O pacote de medida chega num momento político e social importante demonstrando que o governo Dilma está atento aos anseios da população brasileira que hoje cobra nas ruas, por meio de manifestações em todo o país, o fim da corrupção e penas mais severas aos corruptos em corruptores. Ao anunciar as medidas, Dilma Rousseff destacou: “Não transigimos com a corrupção e temos o compromisso de enfrentar a impunidade que alimenta a corrupção. As medidas evidenciam que estamos no caminho correto. O enfrentamento à impunidade deve ser visto como uma política de Estado e não como um momento atual da história do nosso País. Temos que fortalecer as instituições públicas. Tenho certeza de que todos os brasileiros de boa fé sabem que a corrupção no Brasil não foi inventada recentemente (...). O que diferencia um governo do outro, um país do outro, é que alguns governos e alguns países criam condições para investigar e punir a corrupção. Outros não vão fazer isso”. Esse pronunciamento deixa evidente a intenção recorrente desse governo de se investigar tudo e todos.

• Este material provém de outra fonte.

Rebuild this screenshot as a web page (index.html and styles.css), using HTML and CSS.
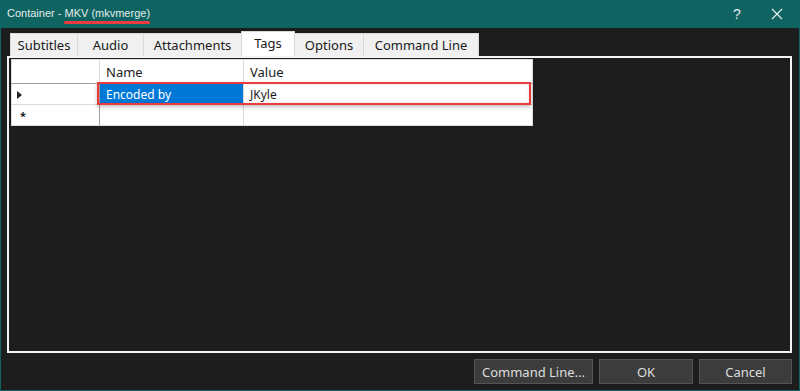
FILE: index.html
```html
<!DOCTYPE html>
<html lang="en">
<head>
    <meta charset="UTF-8">
    <title>Container - MKV (mkvmerge)</title>
    <link rel="stylesheet" href="styles.css">
</head>
<body>
    <div class="window">
        <!-- Title Bar -->
        <div class="titlebar">
            <div class="title">Container - <span class="mark">MKV (mkvmerge)</span></div>
            <div class="title-buttons">
                <span class="help">?</span>
                <svg class="close" width="12" height="12" viewBox="0 0 12 12">
                    <path d="M1 1 L11 11 M11 1 L1 11" stroke="#e6eeee" stroke-width="1.2" fill="none"/>
                </svg>
            </div>
        </div>

        <div class="content">
            <!-- Tabs -->
            <div class="tabs">
                <div class="tab tab-subtitles">Subtitles</div>
                <div class="tab tab-audio">Audio</div>
                <div class="tab tab-attachments">Attachments</div>
                <div class="tab tab-tags active">Tags</div>
                <div class="tab tab-options">Options</div>
                <div class="tab tab-cmd">Command Line</div>
            </div>

            <!-- Tab Panel -->
            <div class="panel">
                <table class="grid">
                    <colgroup>
                        <col class="col-head">
                        <col class="col-name">
                        <col class="col-value">
                    </colgroup>
                    <tr class="header-row">
                        <td></td>
                        <td>Name</td>
                        <td>Value</td>
                    </tr>
                    <tr class="data-row">
                        <td class="row-head"><span class="arrow"></span></td>
                        <td class="selected">Encoded by</td>
                        <td>JKyle</td>
                    </tr>
                    <tr class="new-row">
                        <td class="row-head"><span class="star">*</span></td>
                        <td></td>
                        <td></td>
                    </tr>
                </table>
                <div class="highlight"></div>
            </div>

            <!-- Buttons -->
            <div class="buttons">
                <button class="btn wide">Command Line...</button>
                <button class="btn">OK</button>
                <button class="btn narrow">Cancel</button>
            </div>
        </div>
    </div>
</body>
</html>
```

FILE: styles.css
```css
:root {
    --teal: #0f6361;
    --dark: #1d1d1d;
    --grid-line: #a0a0a0;
}

body {
    margin: 0;
    font-family: "Noto Sans", "Open Sans", sans-serif;
    background: var(--dark);
}

.window {
    width: 800px;
    height: 391px;
    box-sizing: border-box;
    border: 1px solid var(--teal);
    border-top: none;
    background: var(--dark);
    display: flex;
    flex-direction: column;
}

.titlebar {
    height: 28px;
    margin: 0 -1px;
    background: var(--teal);
    display: flex;
    align-items: center;
    justify-content: space-between;
    padding: 0 0 0 7px;
    color: #e3ecec;
    font-family: "Liberation Sans", Arial, sans-serif;
    font-size: 11px;
}

.title {
    padding-bottom: 2px;
}

.mark {
    position: relative;
}

.mark::after {
    content: "";
    position: absolute;
    left: 0;
    right: 0;
    bottom: -5px;
    height: 3px;
    border-radius: 2px;
    background: #ec3b3f;
}

.title-buttons {
    display: flex;
    align-items: center;
}

.help {
    width: 46px;
    text-align: center;
    font-size: 14px;
}

.close {
    margin: 0 17px 0 11px;
}

.content {
    flex: 1;
    display: flex;
    flex-direction: column;
    padding: 0 7px 0 6px;
}

.tabs {
    display: flex;
    padding-left: 3px;
    margin-top: 3px;
    align-items: flex-end;
    height: 25px;
}

.tab {
    height: 23px;
    box-sizing: border-box;
    background: #f0f0f0;
    border: 1px solid #d9d9d9;
    border-bottom: none;
    margin-right: -1px;
    text-align: center;
    font-size: 13px;
    line-height: 22px;
    color: #1a1a1a;
}

.tab-subtitles { width: 68px; }
.tab-audio { width: 67px; }
.tab-attachments { width: 99px; }
.tab-tags { width: 54px; }
.tab-options { width: 70px; }
.tab-cmd { width: 116px; }

.tab.active {
    height: 25px;
    background: #ffffff;
    line-height: 23px;
}

.panel {
    position: relative;
    height: 297px;
    box-sizing: border-box;
    border: 2px solid #f4f4f4;
    padding: 1px 2px;
}

.grid {
    border-collapse: collapse;
    width: 521px;
    background: #ffffff;
    font-size: 12px;
    color: #1a1a1a;
    table-layout: fixed;
}

.col-head { width: 88px; }
.col-name { width: 144px; }
.col-value { width: 289px; }

.grid td {
    border: 1px solid #dcdcdc;
    padding: 0 6px;
    height: 20px;
    white-space: nowrap;
}

.header-row td {
    height: 23px;
    border-bottom: 1px solid var(--grid-line);
    font-size: 13px;
}

.row-head {
    border-right: 1px solid var(--grid-line) !important;
}

.grid .selected {
    background: #0078d7;
    color: #ffffff;
}

.arrow {
    display: inline-block;
    width: 0;
    height: 0;
    border-top: 4px solid transparent;
    border-bottom: 4px solid transparent;
    border-left: 5px solid #222;
    margin-left: -1px;
}

.star {
    font-size: 11px;
    font-weight: bold;
    margin-left: 2px;
}

.highlight {
    position: absolute;
    left: 88px;
    top: 24px;
    width: 430px;
    height: 19px;
    border: 2px solid #ec3b3f;
    box-shadow: 0 2px 4px rgba(0, 0, 0, 0.25), inset 0 0 3px rgba(0, 0, 0, 0.15);
}

.buttons {
    display: flex;
    justify-content: flex-end;
    gap: 6px;
    margin-top: 6px;
}

.btn {
    width: 94px;
    height: 25px;
    background: #3c3c3c;
    border: 1px solid #555555;
    color: #dedede;
    font-family: "Noto Sans", "Open Sans", sans-serif;
    font-size: 13px;
    padding: 0;
}

.btn.wide {
    width: 119px;
}

.btn.narrow {
    width: 93px;
}
```
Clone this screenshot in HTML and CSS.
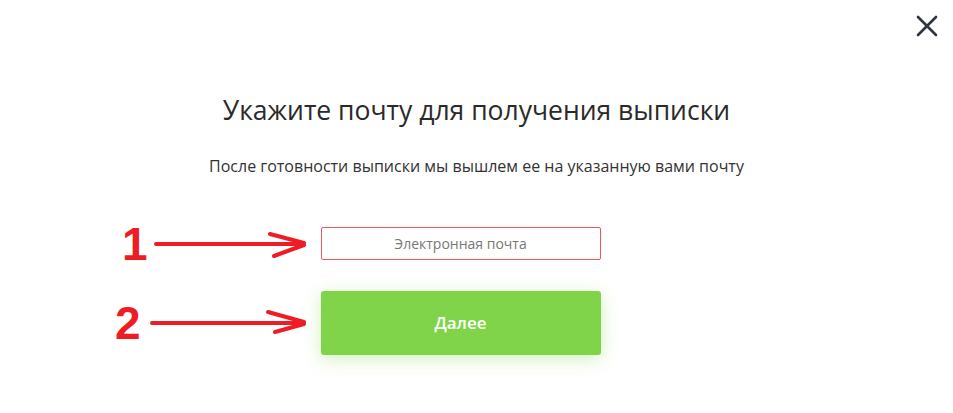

            Simplificando, a proposta apresentada pelo governo defende a criminalização da prática de caixa 2, aplicação da Lei da Ficha Limpa para todos os cargos  de confiança na esfera do governo federal, alienação antecipada dos bens apreendidos, responsabilização criminal de agentes públicos e confisco de bens dos servidores públicos. O Executivo encaminhou também pedido de urgência na tramitação do projeto no Congresso, que trata da alienação antecipada de bens apreendidos.

Em última análise, cabe agora ao Legislativo apreciar e votar com agilidade essas medidas que vão ajudar a coibir atos ilícitos que sangram os cofres públicos. Mas para dar celeridade à análise dessas medidas a sociedade precisa abraçar esse pacote, precisa pressionar para que o Congresso Nacional assuma seu papel histórico de legislador e fiscalizador para a vigência dos valores éticos e o fortalecimento da democracia com o zelo ao bem público.